5. Estimate Client Count: Provide the expected number of simultaneous devices that will connect to each access point.
6. Define Bandwidth Needs: Input your required throughput per client in Mbps. Video conferencing typically needs 3-5 Mbps, while 4K streaming requires 25+ Mbps.
7. Calculate Results: Click the “Calculate Coverage” button to generate your customized coverage report.

For enterprise deployments, consider conducting a professional site survey using tools like Ekahau or iBwave for precise measurements. The National Telecommunications and Information Administration provides additional resources on spectrum management.

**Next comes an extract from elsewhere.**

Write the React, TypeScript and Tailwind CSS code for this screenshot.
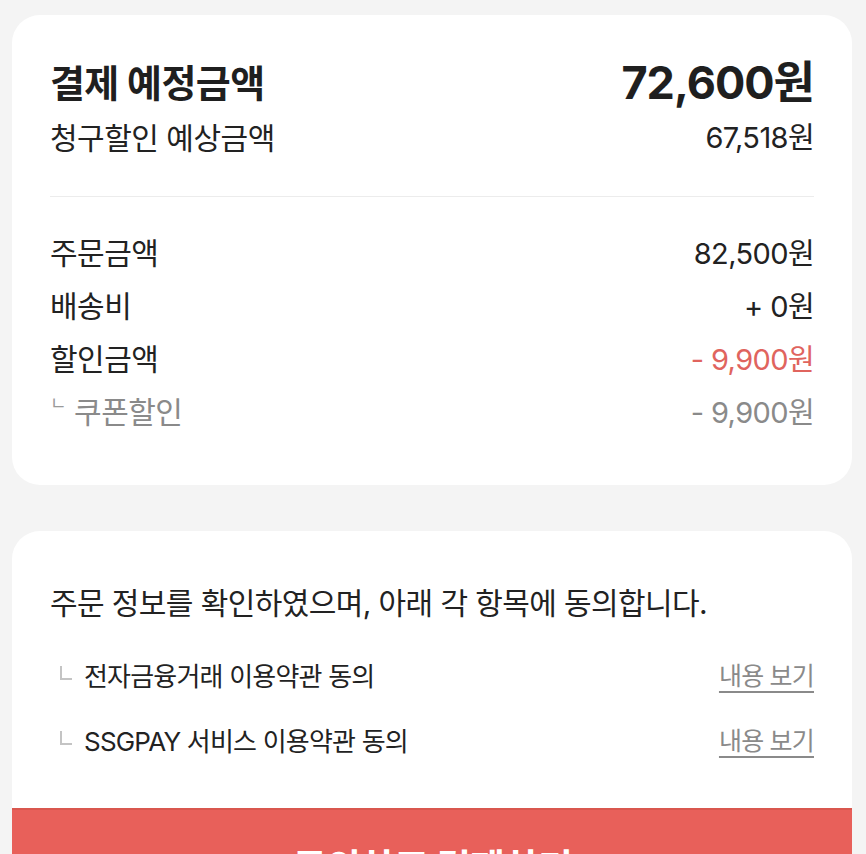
const font = "font-['Inter','Noto_Sans_CJK_KR',sans-serif]";

function Row({
  label,
  value,
  tone = "normal",
}: {
  label: React.ReactNode;
  value: string;
  tone?: "normal" | "red" | "gray";
}) {
  const valueColor =
    tone === "red" ? "text-[#e0645e]" : tone === "gray" ? "text-[#8a8a8a]" : "text-[#222]";
  const labelColor = tone === "gray" ? "text-[#8a8a8a]" : "text-[#222]";
  return (
    <div className="flex h-[53px] items-center justify-between">
      <span className={`text-[30px] tracking-[-0.5px] ${labelColor}`}>{label}</span>
      <span className={`text-[29px] tracking-[-0.6px] ${valueColor}`}>{value}</span>
    </div>
  );
}

function Term({ text }: { text: string }) {
  return (
    <div className="flex h-[65px] items-center justify-between">
      <div className="flex items-center">
        <span className="mb-[8px] ml-[10px] mr-[12px] h-[14px] w-[12px] border-b-2 border-l-2 border-[#c4c4c4]" />
        <span className="text-[26px] tracking-[-0.8px] text-[#222]">{text}</span>
      </div>
      <a className="text-[25px] tracking-[-0.8px] text-[#8a8a8a] underline underline-offset-[6px] decoration-[1.5px]">
        내용 보기
      </a>
    </div>
  );
}

export default function App() {
  return (
    <div className={`min-h-screen bg-[#f4f4f4] pl-[12px] pr-[14px] pt-[15px] ${font}`}>
      <div className="rounded-[28px] bg-white px-[38px] pb-[46px] pt-[46px]">
        <div className="flex h-[44px] items-center justify-between text-[#1f1f1f]">
          <h1 className="text-[38px] font-bold tracking-[-0.6px]">결제 예정금액</h1>
          <span className="text-[45px] font-bold tracking-[-1px]">72,600원</span>
        </div>
        <div className="mt-[15px] flex h-[36px] items-center justify-between tracking-[-0.5px] text-[#222]">
          <span className="text-[30px]">청구할인 예상금액</span>
          <span className="text-[29px] tracking-[-0.6px]">67,518원</span>
        </div>
        <div className="mt-[40px] h-px bg-[#ececec]" />
        <div className="mt-[30px]">
          <Row label="주문금액" value="82,500원" />
          <Row label="배송비" value="+ 0원" />
          <Row label="할인금액" value="- 9,900원" tone="red" />
          <Row
            label={
              <>
                <span className="mr-[8px] align-top text-[18px] text-[#9a9a9a]">ㄴ</span>쿠폰할인
              </>
            }
            value="- 9,900원"
            tone="gray"
          />
        </div>
      </div>

      <div className="mt-[46px] overflow-hidden rounded-t-[28px] bg-white">
        <div className="px-[38px] pb-[34px] pt-[54px]">
          <p className="flex h-[36px] items-center text-[30px] tracking-[-0.6px] text-[#222]">
            주문 정보를 확인하였으며, 아래 각 항목에 동의합니다.
          </p>
          <div className="mt-[23px]">
            <Term text="전자금융거래 이용약관 동의" />
            <Term text="SSGPAY 서비스 이용약관 동의" />
          </div>
        </div>
        <button className="flex h-[116px] w-full items-center justify-center border-t-2 border-[#d9574f] bg-[#e8605a] text-[38px] font-bold tracking-[-1px] text-white">
          동의하고 결제하기
        </button>
      </div>
    </div>
  );
}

Formula & Methodology Behind the Calculator

Our access point coverage calculator uses a modified version of the log-distance path loss model combined with empirical data from real-world deployments. The core calculations follow these principles:

1. Path Loss Calculation

The free-space path loss (FSPL) is calculated using:

FSPL (dB) = 20 * log10(d) + 20 * log10(f) + 20 * log10(4π/c)

Where:

• d = distance in meters
• f = frequency in MHz
• c = speed of light (3×10⁸ m/s)

2. Environment Adjustment Factors

Environment Type	Attenuation Factor (dB)	Typical Range (2.4GHz)	Typical Range (5GHz)
Open Space	1.6	100-150m	50-80m
Office (Cubicles)	2.2	30-50m	20-35m
Home (Wood Walls)	2.8	25-40m	15-25m
Dense (Concrete)	3.5	15-25m	10-18m

3. Effective Isotropic Radiated Power (EIRP)

EIRP is calculated as:

EIRP (dBm) = Transmit Power (dBm) + Antenna Gain (dBi) - Cable Loss (dB)

4. Receiver Sensitivity

Minimum signal strength required for reliable connection:

• 1 Mbps: -90 dBm
• 11 Mbps: -85 dBm
• 54 Mbps: -75 dBm
• HT20 MCS7 (150 Mbps): -68 dBm
• VHT80 MCS9 (867 Mbps): -58 dBm

5. Capacity Planning

The calculator estimates required access points based on:

AP Quantity = Ceiling[(Total Area) / (π × Radius² × Overlap Factor)]

Where Overlap Factor accounts for 15-20% coverage overlap between APs for seamless roaming.

Real-World Deployment Examples

Case Study 1: Small Office (1,500 sq ft)

• Environment: Office with drywall partitions
• Frequency: 5 GHz
• AP Model: Ubiquiti U6-Pro (23 dBm, 5 dBi)
• Clients: 30 devices (15 laptops, 10 phones, 5 tablets)
• Bandwidth Need: 100 Mbps total
• Calculator Results:
  • Coverage Radius: 22m (72 ft)
  • Recommended APs: 1 (with central placement)
  • Estimated Throughput: 120 Mbps
• Outcome: Single AP provided complete coverage with 20% buffer. Speed tests showed 85-95 Mbps throughout the office.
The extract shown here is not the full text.